6Illinois General Assembly. Illinois Compiled Statutes 720 ILCS 5/24-2
  • Peace officers: Police and anyone summoned by an officer to assist in making an arrest or preserving the peace.
  • Corrections staff: Wardens, superintendents, and jail personnel while performing their duties or commuting to work.
  • Military members: Active-duty Armed Forces, Reserve Forces, Illinois National Guard, and ROTC members in the performance of official duties.
  • Licensed security professionals: Private security contractors, private detectives, and armored car guards while on duty or commuting.
  • Railroad and utility police: Special agents employed by railroads or public utilities to perform police functions.

These exemptions are not blanket passes. Most require the person to be actively performing their duties or commuting between home and work. An off-duty security guard carrying a prohibited weapon while out with friends on a Saturday night does not fall under the exemption.

Penalties for Knife Violations

The severity of a knife charge in Illinois depends heavily on what you were carrying, where you were, and whether you have prior convictions.

A first-time violation of the basic weapons prohibitions, such as possessing a switchblade without a FOID card, is a Class A misdemeanor. That carries a jail sentence of up to 364 days and a fine of up to $2,500.

7Illinois General Assembly. Illinois Compiled Statutes 730 ILCS 5/5-4.5-55

The charge jumps to a Class 4 felony when the violation occurs in a restricted location like a school, courthouse, public park, or on public transportation. A Class 4 felony carries one to three years in state prison and a fine of up to $25,000.

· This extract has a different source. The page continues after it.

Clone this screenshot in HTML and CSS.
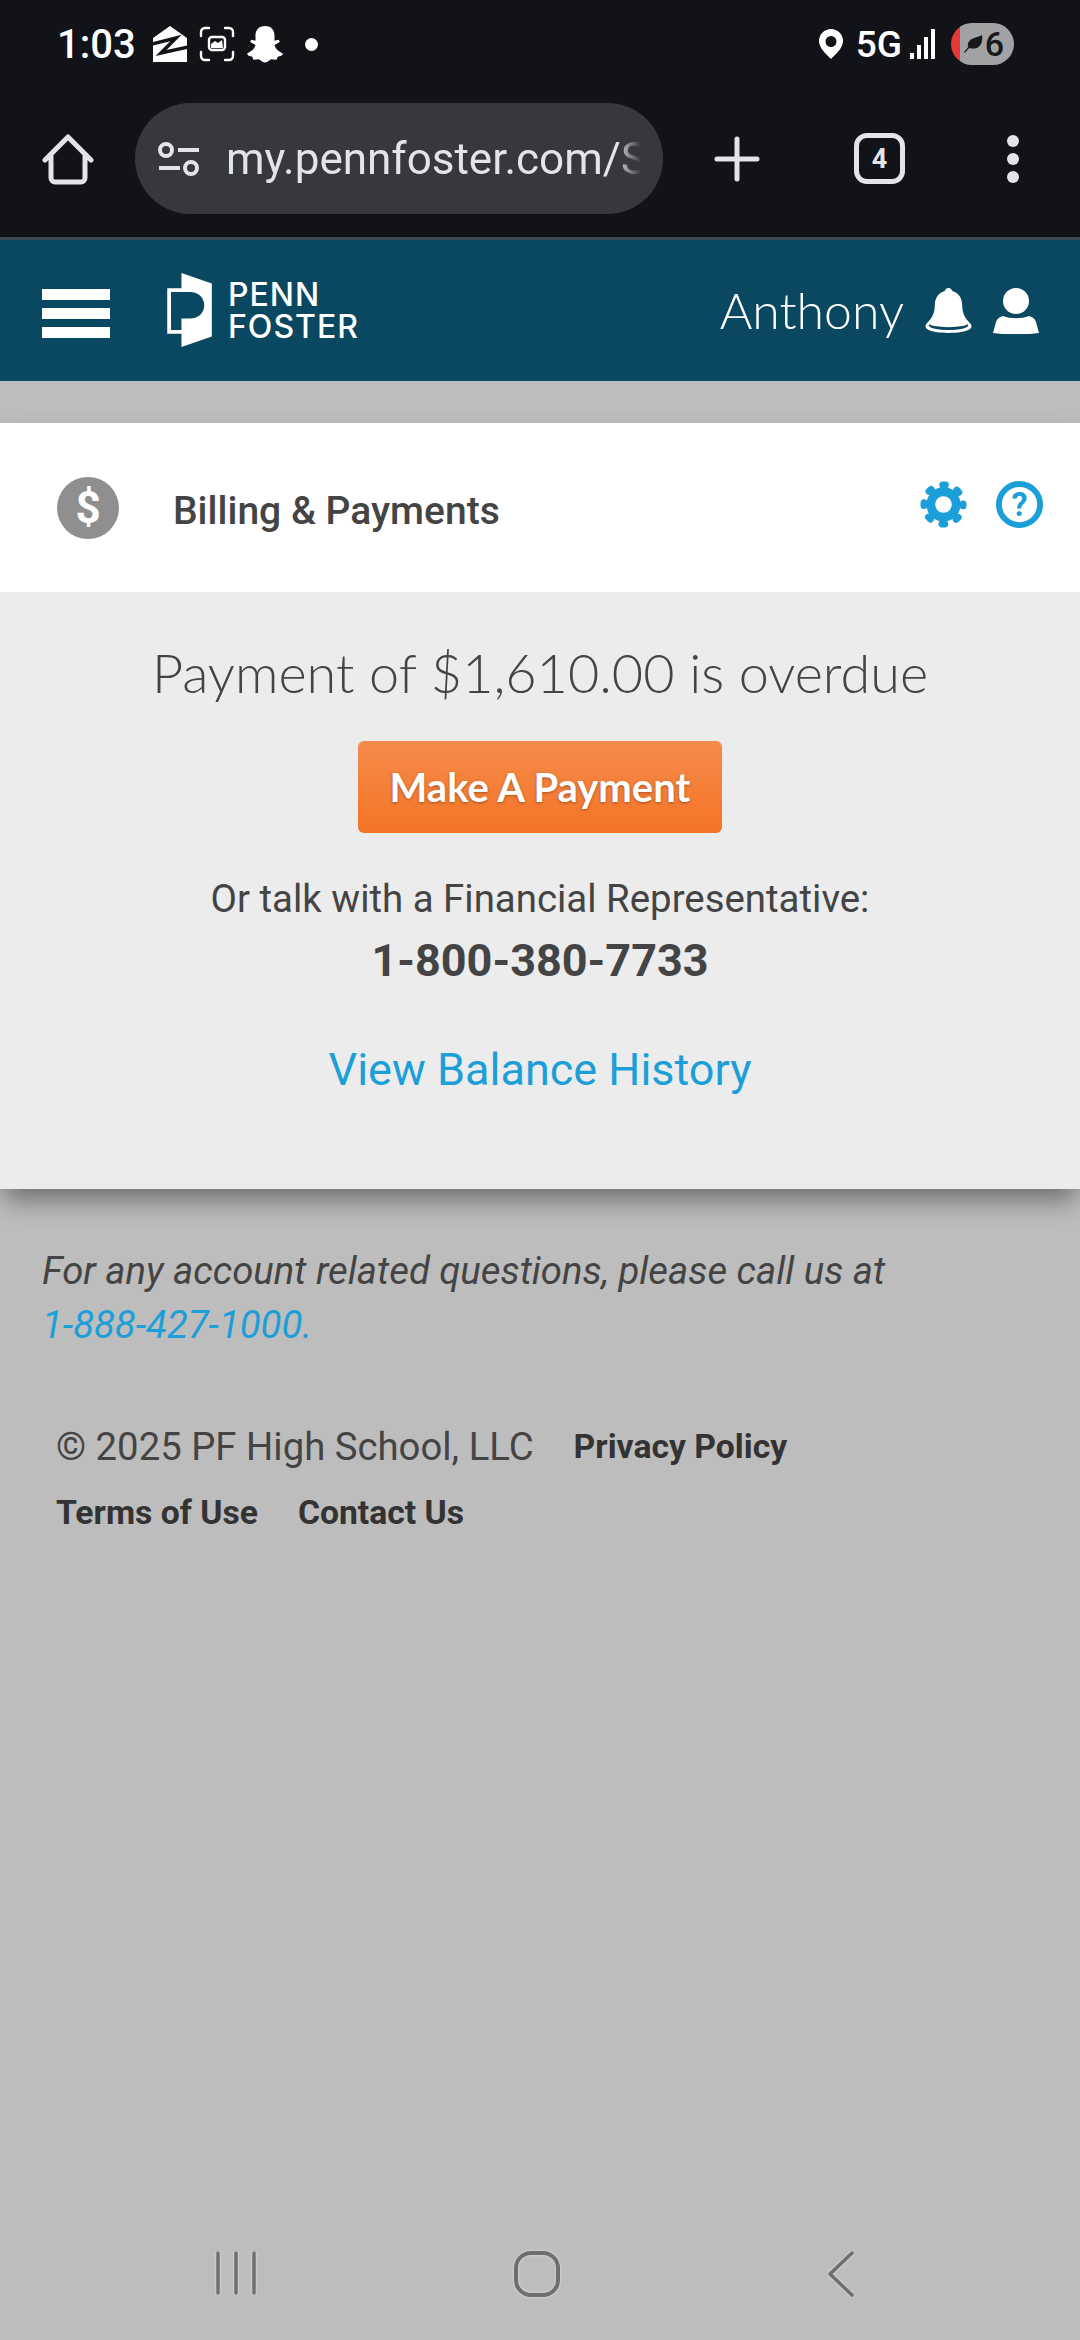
FILE: index.html
```html
<!DOCTYPE html>
<html lang="en">
<head>
    <meta charset="UTF-8">
    <meta name="viewport" content="width=device-width, initial-scale=1.0">
    <title>Billing &amp; Payments</title>
    <link rel="stylesheet" href="styles.css">
</head>
<body>
    <div class="browser">
        <div class="status-bar">
            <div class="status-left">
                <span class="time">1:03</span>
                <svg class="st-zillow" viewBox="0 0 34 36"><path fill="#fff" d="M17 0 34 12v24H0V12z"/><path fill="none" stroke="#111318" stroke-width="3.500" d="M-1 18 23 12 8 27 35 21"/></svg>
                <svg class="st-shot" viewBox="0 0 36 36" fill="none" stroke="#fff" stroke-width="2.400" stroke-linecap="round"><path d="M2 10V6a4 4 0 0 1 4-4h4M26 2h4a4 4 0 0 1 4 4v4M34 26v4a4 4 0 0 1-4 4h-4M10 34H6a4 4 0 0 1-4-4v-4"/><rect x="10" y="11" width="16" height="13" rx="3"/><path fill="#fff" stroke="none" d="M12 22v-4l4-3 3 2 4-3 1 8z"/></svg>
                <svg class="st-snap" viewBox="0 0 36 36"><path fill="#fff" d="M18 1c6 0 9 4 9 9v5l4-1 1 2-5 3c1 4 4 6 8 8l-1 2-4 1-1 3-5-.5c-2 .5-3 3-6 3s-4-2.500-6-3L7 33l-1-3-4-1-1-2c4-2 7-4 8-8l-5-3 1-2 4 1v-5c0-5 3-9 9-9z"/></svg>
                <span class="st-dot"></span>
            </div>
            <div class="status-right">
                <svg class="st-pin" viewBox="0 0 24 30"><path fill="#fff" fill-rule="evenodd" d="M12 0a12 12 0 0 1 12 12c0 7-7 13-12 18C7 25 0 19 0 12A12 12 0 0 1 12 0zm0 7a5.500 5.500 0 1 0 0 11 5.500 5.500 0 0 0 0-11z"/></svg>
                <span class="st-net">5G</span>
                <span class="signal"><i class="s1"></i><i class="s2"></i><i class="s3"></i><i class="s4"></i></span>
                <span class="battery">
                    <svg class="leaf" viewBox="0 0 22 22"><path fill="#17181c" d="M21 1c1 9-2 15-11 15-1 0-2 0-3-1L2 21l-1-1 5-6c-1-1-1-3 0-5 3-5 9-5 15-8z"/></svg>
                    <span>6</span>
                </span>
            </div>
        </div>
        <div class="toolbar">
            <svg class="tb-home" viewBox="0 0 52 52" fill="none" stroke="#e3e4ea" stroke-width="5" stroke-linejoin="round" stroke-linecap="round"><path d="M3 27 26 4l23 23M9 23v22a4 4 0 0 0 4 4h26a4 4 0 0 0 4-4V23"/></svg>
            <div class="url-bar">
                <svg class="tune" viewBox="0 0 42 36" fill="none" stroke="#e3e4ea" stroke-width="4"><circle cx="8" cy="9" r="6"/><circle cx="33" cy="27" r="6"/><path d="M20 9h21M1 27h21"/></svg>
                <span class="url-text">my.pennfoster.com/Student</span>
            </div>
            <svg class="tb-plus" viewBox="0 0 46 46" stroke="#e3e4ea" stroke-width="5" stroke-linecap="round"><path d="M23 3v40M3 23h40"/></svg>
            <span class="tabs">4</span>
            <span class="more"><i></i><i></i><i></i></span>
        </div>
    </div>

    <header class="site-header">
        <div class="hamburger"><i></i><i></i><i></i></div>
        <div class="logo">
            <svg class="logo-mark" viewBox="0 0 48 78"><path fill="#fff" fill-rule="evenodd" d="M15 0 47 11v56L15 78V64H0V16h15zM15 20H4v40h11V48h9c9 0 15-6 15-14s-6-14-15-14z"/></svg>
            <div class="logo-text"><span>PENN</span><span>FOSTER</span></div>
        </div>
        <div class="user-nav">
            <span class="user-name">Anthony</span>
            <svg class="bell" viewBox="0 0 48 46"><path fill="#fff" d="M24 0c2 0 3 1 4 3 7 2 10 8 10 15 0 8 3 13 8 18 2 2 2 4 0 6-4 3-13 4-22 4S6 45 2 42c-2-2-2-4 0-6 5-5 8-10 8-18C10 11 13 5 20 3c1-2 2-3 4-3z"/><ellipse cx="24" cy="38" rx="20" ry="5" fill="#0a4861"/><ellipse cx="24" cy="36" rx="20" ry="4" fill="#fff"/></svg>
            <svg class="person" viewBox="0 0 46 46"><circle cx="23" cy="13" r="13" fill="#fff"/><path fill="#fff" d="M10 28c8 3 18 3 26 0 4 1 6 3 7 6l3 11c-14 2-32 2-46 0l3-11c1-3 3-5 7-6z"/></svg>
        </div>
    </header>

    <main class="content">
        <section class="billing-card">
            <div class="card-title">
                <span class="dollar-badge">$</span>
                <h2>Billing &amp; Payments</h2>
                <svg class="gear" viewBox="0 0 48 48" fill="none" stroke="#1c9fd8"><circle cx="24" cy="24" r="13" stroke-width="9"/><circle cx="24" cy="24" r="20" stroke-width="7" stroke-linecap="round" stroke-dasharray="3 12.708" stroke-dashoffset="1.500"/></svg>
                <svg class="help" viewBox="0 0 48 48"><circle cx="24" cy="24" r="21" fill="none" stroke="#1c9fd8" stroke-width="6"/><text x="24" y="36" text-anchor="middle" class="help-mark">?</text></svg>
            </div>
            <div class="card-body">
                <p class="overdue">Payment of $1,610.00 is overdue</p>
                <a class="pay-btn">Make A Payment</a>
                <p class="talk">Or talk with a Financial Representative:</p>
                <p class="phone">1-800-380-7733</p>
                <a class="history">View Balance History</a>
            </div>
        </section>

        <p class="note">For any account related questions, please call us at <a>1-888-427-1000.</a></p>

        <footer class="site-footer">
            <span class="copyright">© 2025 PF High School, LLC</span>
            <a>Privacy Policy</a>
            <a>Terms of Use</a>
            <a>Contact Us</a>
        </footer>
    </main>

    <nav class="nav-bar">
        <svg class="nav-recent" viewBox="0 0 44 44" stroke="#6f6f6f" stroke-width="3.500" stroke-linecap="round"><path d="M4 2v40M22 2v40M40 2v40"/></svg>
        <svg class="nav-home" viewBox="0 0 46 46" fill="none" stroke="#6f6f6f" stroke-width="4"><rect x="2" y="2" width="42" height="42" rx="15"/></svg>
        <svg class="nav-back" viewBox="0 0 30 46" fill="none" stroke="#6f6f6f" stroke-width="3.500" stroke-linecap="round" stroke-linejoin="round"><path d="M26 2 4 23l22 21"/></svg>
    </nav>
</body>
</html>
```

FILE: styles.css
```css
* {
    box-sizing: border-box;
}
body {
    margin: 0;
    width: 1080px;
    height: 2340px;
    overflow: hidden;
    display: flex;
    flex-direction: column;
    font-family: Roboto, sans-serif;
    background-color: #bdbdbd;
    color: #444;
}
p, h2 {
    margin: 0;
}

/* phone + browser chrome */
.browser {
    height: 240px;
    background-color: #111318;
    border-bottom: 3px solid #3a4750;
}
.status-bar {
    height: 88px;
    padding: 0 66px 0 57px;
    display: flex;
    justify-content: space-between;
    align-items: center;
}
.status-left, .status-right {
    display: flex;
    align-items: center;
}
.time {
    font-size: 40px;
    font-weight: 500;
    color: #fff;
    margin-right: 17px;
}
.st-zillow {
    width: 34px;
    height: 36px;
    margin-right: 12px;
}
.st-shot {
    width: 36px;
    height: 36px;
    margin-right: 11px;
}
.st-snap {
    width: 38px;
    height: 38px;
    margin-right: 21px;
}
.st-dot {
    width: 13px;
    height: 13px;
    border-radius: 50%;
    background: #fff;
}
.st-pin {
    width: 24px;
    height: 30px;
    margin-right: 13px;
}
.st-net {
    font-size: 37px;
    font-weight: 500;
    color: #fff;
    margin-right: 8px;
}
.signal {
    display: flex;
    align-items: flex-end;
    gap: 3px;
    height: 30px;
    margin-right: 16px;
}
.signal i {
    display: block;
    width: 4px;
    background: #fff;
}
.s1 { height: 6px; }
.s2 { height: 14px; }
.s3 { height: 22px; }
.s4 { height: 30px; }
.battery {
    width: 63px;
    height: 42px;
    border-radius: 21px;
    display: flex;
    align-items: center;
    justify-content: flex-end;
    padding-right: 10px;
    gap: 2px;
    font-size: 34px;
    font-weight: 500;
    color: #17181c;
    background: linear-gradient(to right, #e53935 0, #e53935 9px, #a2a2a4 9px);
}
.leaf {
    width: 20px;
    height: 20px;
}
.toolbar {
    height: 149px;
    padding: 15px 0 0 42px;
    display: flex;
    align-items: flex-start;
}
.tb-home {
    width: 52px;
    height: 52px;
    margin: 30px 41px 0 0;
}
.url-bar {
    flex: none;
    width: 528px;
    height: 111px;
    border-radius: 56px;
    background-color: #36383d;
    display: flex;
    align-items: center;
    padding: 0 22px 0 23px;
    overflow: hidden;
}
.tune {
    flex: none;
    width: 42px;
    height: 36px;
    margin-right: 26px;
}
.url-text {
    font-size: 44px;
    color: #e3e4ea;
    white-space: nowrap;
    overflow: hidden;
    -webkit-mask-image: linear-gradient(to right, #000 94%, transparent);
    mask-image: linear-gradient(to right, #000 94%, transparent);
}
.tb-plus {
    width: 46px;
    height: 46px;
    margin: 33px 0 0 51px;
}
.tabs {
    width: 51px;
    height: 51px;
    margin: 30px 0 0 94px;
    border: 5px solid #e3e4ea;
    border-radius: 13px;
    display: flex;
    align-items: center;
    justify-content: center;
    font-size: 27px;
    font-weight: 700;
    color: #e3e4ea;
}
.more {
    display: flex;
    flex-direction: column;
    gap: 6px;
    margin: 32px 0 0 102px;
}
.more i {
    display: block;
    width: 12px;
    height: 12px;
    border-radius: 50%;
    background: #e3e4ea;
}

/* site header */
.site-header {
    height: 141px;
    flex: none;
    background-color: #0a4861;
    display: flex;
    align-items: center;
    padding: 0 41px 0 42px;
    color: white;
}
.hamburger {
    display: flex;
    flex-direction: column;
    gap: 8px;
    width: 68px;
    margin: 6px 56px 0 0;
}
.hamburger i {
    display: block;
    height: 11px;
    background: #fff;
}
.logo {
    display: flex;
    align-items: center;
}
.logo-mark {
    width: 48px;
    height: 74px;
    margin: 0 14px 2px 0;
}
.logo-text {
    display: flex;
    flex-direction: column;
    font-family: Inter, sans-serif;
    font-size: 32px;
    line-height: 32px;
    font-weight: 500;
    letter-spacing: 1px;
}
.user-nav {
    margin-left: auto;
    display: flex;
    align-items: center;
}
.user-name {
    font-family: Lato, sans-serif;
    font-weight: 300;
    font-size: 50px;
    margin: 0 21px 2px 0;
}
.bell {
    width: 47px;
    height: 47px;
    margin-right: 21px;
}
.person {
    width: 46px;
    height: 46px;
}

/* billing card */
.content {
    flex: 1;
    padding-top: 42px;
}
.billing-card {
    box-shadow: 0 14px 26px -4px rgba(0, 0, 0, 0.45);
}
.card-title {
    height: 169px;
    background: #fff;
    display: flex;
    align-items: center;
    padding: 0 37px 0 57px;
}
.dollar-badge {
    width: 62px;
    height: 62px;
    border-radius: 50%;
    background: #8f8f8f;
    color: #fff;
    font-size: 44px;
    font-weight: 700;
    display: flex;
    align-items: center;
    justify-content: center;
    margin-right: 54px;
}
.card-title h2 {
    margin-top: 7px;
    font-size: 39px;
    font-weight: 500;
    color: #444;
}
.gear {
    width: 47px;
    height: 47px;
    margin: 0 29px 6px auto;
}
.help {
    width: 47px;
    height: 47px;
    margin-bottom: 6px;
}
.help-mark {
    font-family: Roboto, sans-serif;
    font-size: 33px;
    font-weight: 700;
    fill: #1c9fd8;
}
.card-body {
    height: 597px;
    background-color: #ececec;
    display: flex;
    flex-direction: column;
    align-items: center;
    padding-top: 47px;
}
.overdue {
    font-family: Lato, sans-serif;
    font-weight: 300;
    font-size: 54px;
    line-height: 68px;
    color: #444;
}
.pay-btn {
    width: 364px;
    height: 92px;
    margin-top: 34px;
    border-radius: 6px;
    background: linear-gradient(#f58b4c, #f47425);
    color: #fff;
    font-family: Lato, sans-serif;
    font-size: 40px;
    font-weight: 700;
    text-shadow: 0 1px 3px rgba(0, 0, 0, 0.35);
    display: flex;
    align-items: center;
    justify-content: center;
}
.talk {
    margin-top: 43px;
    font-size: 38.400px;
    line-height: 46px;
    color: #444;
}
.phone {
    margin-top: 9px;
    font-size: 45px;
    line-height: 60px;
    font-weight: 700;
    color: #444;
}
.history {
    margin-top: 49px;
    font-size: 45px;
    line-height: 60px;
    color: #1c9fd8;
}

/* footer */
.note {
    margin: 55px 42px 0;
    font-size: 38.300px;
    line-height: 54px;
    font-style: italic;
    color: #444;
}
.note a {
    display: block;
    color: #1c9fd8;
}
.site-footer {
    margin: 72px 240px 0 56px;
    display: flex;
    flex-wrap: wrap;
    align-items: center;
    column-gap: 40px;
    row-gap: 24px;
    font-size: 33.700px;
    font-weight: 700;
    color: #333;
}
.copyright {
    font-size: 38.300px;
    font-weight: 400;
    color: #444;
}

/* android nav */
.nav-bar {
    flex: none;
    height: 110px;
    display: flex;
    align-items: flex-start;
    padding: 21px 224px 0 214px;
    justify-content: space-between;
}
.nav-bar svg {
    filter: drop-shadow(0 0 1.500px #e2e2e2);
}
.nav-recent {
    width: 44px;
    height: 44px;
}
.nav-home {
    width: 46px;
    height: 46px;
    margin-right: 10px;
}
.nav-back {
    width: 30px;
    height: 46px;
}
```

8Illinois General Assembly. Illinois Compiled Statutes 730 ILCS 5/5-4.5-45

Carrying a deadly weapon in a bar or at a licensed public gathering and getting convicted a second time bumps the offense to a Class 3 felony, which means two to five years in prison.

1Illinois General Assembly. Illinois Compiled Statutes 720 ILCS 5/24-1

People with prior felony convictions face the steepest consequences. A convicted felon who possesses a weapon in violation of Illinois law commits a Class 3 felony carrying two to ten years, with second and subsequent violations escalating to a Class 2 felony punishable by three to fourteen years.

9Illinois General Assembly. Illinois Code 720 ILCS 5/24-1.1 – Unlawful Possession of Weapons by Felons

Practical Takeaways

For most people carrying an ordinary pocketknife, folding knife, or fixed-blade utility tool, Illinois law is not a trap. You can carry these knives openly or concealed throughout the state without worrying about a blade-length limit under state law. The places where trouble starts are predictable: prohibited weapon types without a FOID card, sensitive locations like schools and courthouses, bars and ticketed events, and anywhere you give law enforcement reason to believe you intend to use the knife as a weapon.

Chicago’s 2.5-inch concealed-carry limit catches people off guard more than anything else in Illinois knife law. If you commute into the city or visit regularly, measure your everyday carry knife and make sure it falls under that line. Other municipalities may have their own rules, and without statewide preemption, the only reliable way to stay legal is to check local ordinances before you go.